WHAT NEEDS TO BE DONE:
Every line holding the string "Tailwind" should be gathered.

MATERIAL FOR THIS EXERCISE:

┄┄┄┄┄┄

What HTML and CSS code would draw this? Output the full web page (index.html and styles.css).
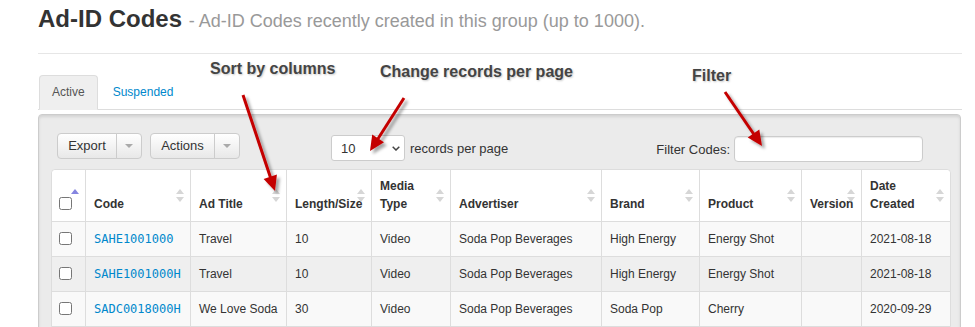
FILE: index.html
```html
<!DOCTYPE html>
<html>
<head>
<meta charset="utf-8">
<title>Ad-ID Codes</title>
<link rel="stylesheet" href="styles.css">
</head>
<body>
<div class="page">
  <h1 class="title">Ad-ID Codes <small>- Ad-ID Codes recently created in this group (up to 1000).</small></h1>
  <hr class="rule">
  <ul class="tabs">
    <li class="tab active"><a>Active</a></li>
    <li class="tab"><a>Suspended</a></li>
  </ul>
  <div class="panel">
    <div class="toolbar">
      <div class="btn-group">
        <button class="btn main export">Export</button><button class="btn caret-btn"><span class="caret"></span></button>
      </div>
      <div class="btn-group">
        <button class="btn main actions">Actions</button><button class="btn caret-btn"><span class="caret"></span></button>
      </div>
      <div class="per-page">
        <span class="sel">
          <select><option>10</option><option>25</option><option>50</option><option>100</option></select>
          <svg class="chev" width="8" height="5" viewBox="0 0 8 5"><path d="M0.7 0.7 L4 4 L7.3 0.7" fill="none" stroke="#444" stroke-width="1.5"/></svg>
        </span>
        <span class="per-label">records per page</span>
      </div>
      <div class="filter">
        <label>Filter Codes:</label><input type="text" class="filter-input">
      </div>
    </div>
    <table class="grid">
      <thead>
        <tr>
          <th class="c-check"><input type="checkbox"><span class="sort asc"></span></th>
          <th class="c-code">Code<span class="sort"></span></th>
          <th class="c-title">Ad Title<span class="sort"></span></th>
          <th class="c-len">Length/Size<span class="sort"></span></th>
          <th class="c-media">Media Type<span class="sort"></span></th>
          <th class="c-adv">Advertiser<span class="sort"></span></th>
          <th class="c-brand">Brand<span class="sort"></span></th>
          <th class="c-prod">Product<span class="sort"></span></th>
          <th class="c-ver">Version<span class="sort"></span></th>
          <th class="c-date">Date Created<span class="sort"></span></th>
        </tr>
      </thead>
      <tbody>
        <tr>
          <td class="c-check"><input type="checkbox"></td>
          <td><a class="code">SAHE1001000</a></td>
          <td>Travel</td><td>10</td><td>Video</td><td>Soda Pop Beverages</td><td>High Energy</td><td>Energy Shot</td><td></td><td>2021-08-18</td>
        </tr>
        <tr>
          <td class="c-check"><input type="checkbox"></td>
          <td><a class="code">SAHE1001000H</a></td>
          <td>Travel</td><td>10</td><td>Video</td><td>Soda Pop Beverages</td><td>High Energy</td><td>Energy Shot</td><td></td><td>2021-08-18</td>
        </tr>
        <tr>
          <td class="c-check"><input type="checkbox"></td>
          <td><a class="code">SADC0018000H</a></td>
          <td>We Love Soda</td><td>30</td><td>Video</td><td>Soda Pop Beverages</td><td>Soda Pop</td><td>Cherry</td><td></td><td>2020-09-29</td>
        </tr>
      </tbody>
    </table>
  </div>
</div>

<div class="note note-sort">Sort by columns</div>
<div class="note note-per">Change records per page</div>
<div class="note note-filter">Filter</div>

<svg class="arrows" width="975" height="327" viewBox="0 0 975 327">
  <defs>
    <filter id="sh" x="-50%" y="-50%" width="200%" height="200%">
      <feDropShadow dx="3" dy="3" stdDeviation="1.5" flood-color="#000" flood-opacity="0.35"/>
    </filter>
  </defs>
  <g filter="url(#sh)" fill="#c40000" stroke="#c40000">
    <line x1="243" y1="95" x2="271" y2="179" stroke-width="3"/>
    <polygon points="275,191 276.9,174.6 263.6,179" stroke="none"/>
    <line x1="404" y1="98" x2="377.5" y2="139.5" stroke-width="3"/>
    <polygon points="370,151 384,142.2 372.2,134.6" stroke="none"/>
    <line x1="725" y1="92" x2="754" y2="134.5" stroke-width="3"/>
    <polygon points="762,146 759.3,129.6 747.7,137.6" stroke="none"/>
  </g>
</svg>
</body>
</html>
```

FILE: styles.css
```css
* { box-sizing: border-box; }

html, body {
  margin: 0;
  padding: 0;
  background: #fff;
}

body {
  font-family: "Liberation Sans", Arial, sans-serif;
  color: #333;
  width: 975px;
  height: 327px;
  overflow: hidden;
  position: relative;
}

.page {
  width: 924px;
  margin-left: 38px;
  padding-top: 4px;
}

.title {
  margin: 0;
  height: 30px;
  font-size: 24px;
  line-height: 30px;
  font-weight: bold;
  color: #333;
  white-space: nowrap;
}

.title small {
  font-size: 18px;
  line-height: 18px;
  font-weight: normal;
  color: #999;
}

.rule {
  margin: 19px 0 0;
  border: 0;
  border-top: 1px solid #e6e6e6;
  height: 0;
}

.tabs {
  list-style: none;
  margin: 21px 0 0;
  padding: 0 0 0 1px;
  display: flex;
  border-bottom: 1px solid #ddd;
}

.tab {
  margin-bottom: -1px;
  margin-right: 2px;
}

.tab a {
  display: block;
  padding: 7px 12px 8px;
  line-height: 18px;
  font-size: 12px;
  border: 1px solid transparent;
  border-radius: 4px 4px 0 0;
  color: #0088cc;
  cursor: pointer;
}

.tab.active a {
  color: #555;
  background: #efefef;
  border-color: #ddd;
  border-bottom-color: #efefef;
}

.panel {
  margin-top: 4px;
  margin-right: 1px;
  border: 1px solid #ccc;
  border-radius: 4px;
  background: #ebebeb;
  box-shadow: inset 0 2px 3px rgba(0, 0, 0, 0.10);
  padding: 18px 10px 20px 12px;
}

.toolbar {
  display: flex;
  align-items: flex-start;
  padding-left: 6px;
  height: 29px;
  margin-bottom: 7px;
}

.btn-group {
  display: flex;
}

.btn-group + .btn-group {
  margin-left: 8px;
}

.btn {
  height: 26px;
  font-family: "Liberation Sans", Arial, sans-serif;
  font-size: 13px;
  line-height: 24px;
  color: #333;
  background: linear-gradient(#ffffff, #e8e8e8);
  border: 1px solid #ccc;
  padding: 0;
  margin: 0;
  text-align: center;
}

.btn.main {
  border-radius: 4px 0 0 4px;
}

.btn.export { width: 60px; }
.btn.actions { width: 65px; }

.caret-btn {
  width: 26px;
  margin-left: -1px;
  border-radius: 0 4px 4px 0;
  display: flex;
  align-items: center;
  justify-content: center;
}

.caret {
  display: block;
  width: 0;
  height: 0;
  border-left: 4px solid transparent;
  border-right: 4px solid transparent;
  border-top: 4px solid #aaa;
  margin-top: -1px;
}

.per-page {
  display: flex;
  align-items: center;
  margin-left: 91px;
  margin-top: 2px;
  font-size: 13px;
}

.sel {
  position: relative;
  display: block;
  width: 74px;
  height: 26px;
}

.sel select {
  appearance: none;
  -webkit-appearance: none;
  width: 74px;
  height: 26px;
  border: 1px solid #ccc;
  border-radius: 3px;
  background: #fff;
  font-family: "Liberation Sans", Arial, sans-serif;
  font-size: 13px;
  color: #333;
  padding: 0 0 0 9px;
  margin: 0;
}

.chev {
  position: absolute;
  right: 5px;
  top: 11px;
  pointer-events: none;
}

.per-label {
  margin-left: 5px;
  color: #333;
}

.filter {
  display: flex;
  align-items: center;
  margin-left: auto;
  margin-right: 27px;
  margin-top: 3px;
  font-size: 13px;
  color: #333;
}

.filter-input {
  margin: 0 0 0 4px;
  width: 189px;
  height: 26px;
  border: 1px solid #ccc;
  border-radius: 4px;
  background: #fff;
  box-shadow: inset 0 1px 1px rgba(0, 0, 0, 0.08);
}

.grid {
  width: 900px;
  table-layout: fixed;
  border-collapse: separate;
  border-spacing: 0;
  border: 1px solid #ddd;
  border-radius: 4px 4px 0 0;
  background: #fff;
  font-size: 12px;
  color: #333;
}

.grid th,
.grid td {
  border-left: 1px solid #ddd;
  border-top: 1px solid #ddd;
  padding: 8px;
  line-height: 18px;
  text-align: left;
  white-space: nowrap;
}

.grid th:first-child,
.grid td:first-child {
  border-left: 0;
}

.grid thead th {
  border-top: 0;
  padding: 7px 8px 8px;
  vertical-align: bottom;
  font-weight: bold;
  position: relative;
  white-space: normal;
  background: #fff;
}

.grid thead th:first-child { border-top-left-radius: 4px; }
.grid thead th:last-child { border-top-right-radius: 4px; }

.grid .c-check { width: 33px; padding-left: 7px; padding-right: 0; }
.grid .c-code { width: 105px; }
.grid .c-title { width: 96px; }
.grid .c-len { width: 85px; }
.grid .c-media { width: 79px; }
.grid .c-adv { width: 151px; }
.grid .c-brand { width: 98px; }
.grid .c-prod { width: 102px; }
.grid .c-ver { width: 60px; }
.grid .c-date { width: 89px; }

.grid input[type="checkbox"] {
  margin: 0;
  width: 13px;
  height: 13px;
  vertical-align: -2px;
}

.grid tbody tr td { background: #f9f9f9; }
.grid tbody tr:nth-child(2) td { background: #efefef; }

.code {
  font-family: "DejaVu Sans Mono", "Liberation Mono", monospace;
  font-size: 12px;
  color: #0088cc;
  text-decoration: none;
}

.sort {
  position: absolute;
  right: 6px;
  top: 50%;
  margin-top: -7px;
  width: 8px;
  height: 13px;
}

.sort::before,
.sort::after {
  content: "";
  position: absolute;
  left: 0;
  width: 0;
  height: 0;
  border-left: 4px solid transparent;
  border-right: 4px solid transparent;
}

.sort::before {
  top: 0;
  border-bottom: 5px solid #d6d6d6;
}

.sort::after {
  top: 8px;
  border-top: 5px solid #d6d6d6;
}

.sort.asc::before { border-bottom-color: #8585e0; }
.sort.asc::after { display: none; }

.note {
  position: absolute;
  font-family: "Liberation Sans", Arial, sans-serif;
  font-weight: bold;
  font-size: 16px;
  line-height: 16px;
  color: #444;
  white-space: nowrap;
  text-shadow: 1px 1px 2px rgba(0, 0, 0, 0.22);
}

.note-sort { left: 210px; top: 61px; }
.note-per { left: 380px; top: 64px; }
.note-filter { left: 692px; top: 68px; }

.arrows {
  position: absolute;
  left: 0;
  top: 0;
  pointer-events: none;
}
```
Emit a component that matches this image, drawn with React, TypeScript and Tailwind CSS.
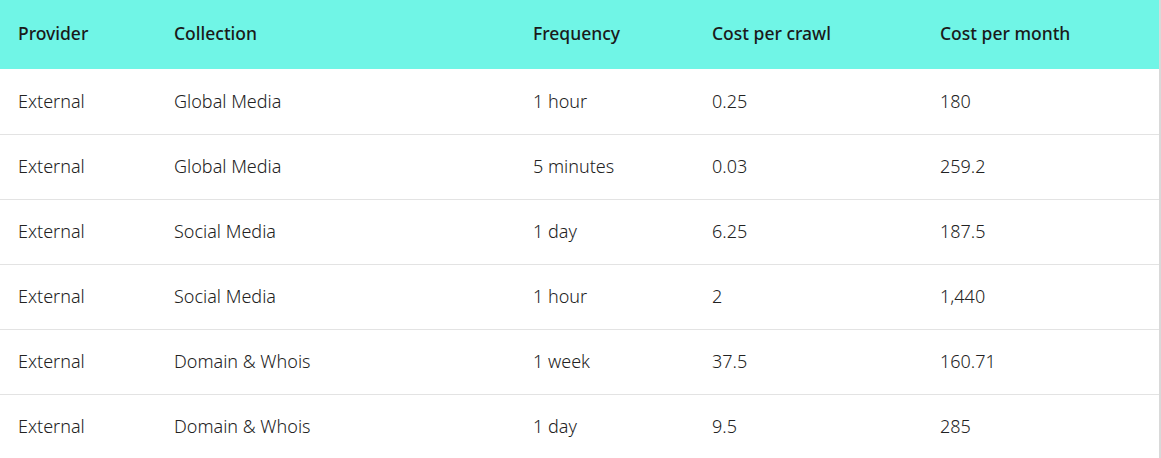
const rows = [
  ["External", "Global Media", "1 hour", "0.25", "180"],
  ["External", "Global Media", "5 minutes", "0.03", "259.2"],
  ["External", "Social Media", "1 day", "6.25", "187.5"],
  ["External", "Social Media", "1 hour", "2", "1,440"],
  ["External", "Domain & Whois", "1 week", "37.5", "160.71"],
  ["External", "Domain & Whois", "1 day", "9.5", "285"],
];

const headers = ["Provider", "Collection", "Frequency", "Cost per crawl", "Cost per month"];
const widths = ["w-[156px]", "w-[359px]", "w-[179px]", "w-[228px]", ""];

export default function App() {
  return (
    <div className="w-[1161px] bg-white font-['Noto_Sans',sans-serif] text-[#222]">
      <div className="border-r-2 border-[#d9d9d9]">
        <table className="w-full border-collapse">
          <thead>
            <tr className="h-[69px] bg-[#70f5e6]">
              {headers.map((h, i) => (
                <th
                  key={h}
                  className={`${widths[i]} pb-[3px] pl-[18px] text-left text-[17.5px] font-medium text-[#1a1a1a]`}
                >
                  {h}
                </th>
              ))}
            </tr>
          </thead>
          <tbody>
            {rows.map((r, i) => (
              <tr key={i} className="h-[65px] border-b border-[#e3e3e3] last:border-b-0">
                {r.map((c, j) => (
                  <td key={j} className="pl-[18px] text-[18px] font-light">
                    {c}
                  </td>
                ))}
              </tr>
            ))}
          </tbody>
        </table>
      </div>
    </div>
  );
}
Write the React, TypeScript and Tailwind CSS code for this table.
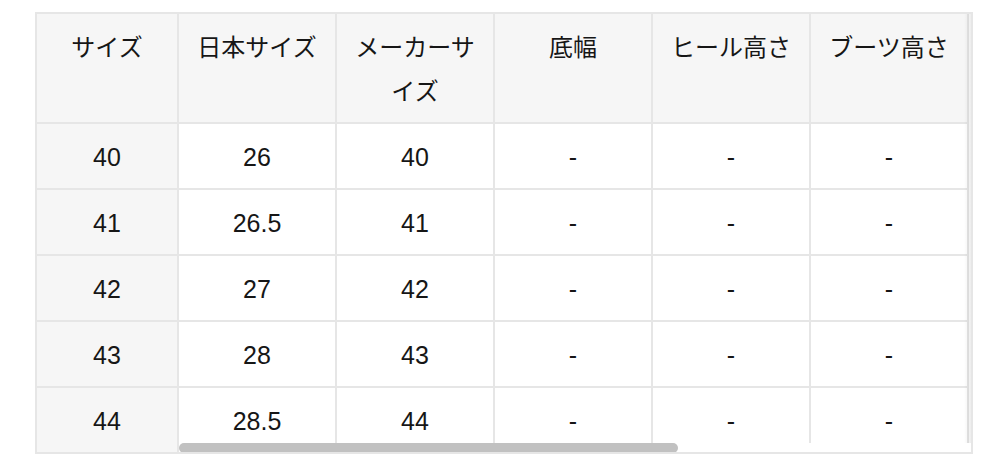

┄┄┄┄┄┄

EXERCISE OUTPUT:
Emit a component that matches this image, drawn with React, TypeScript and Tailwind CSS.
Write the React, TypeScript and Tailwind CSS code for this table.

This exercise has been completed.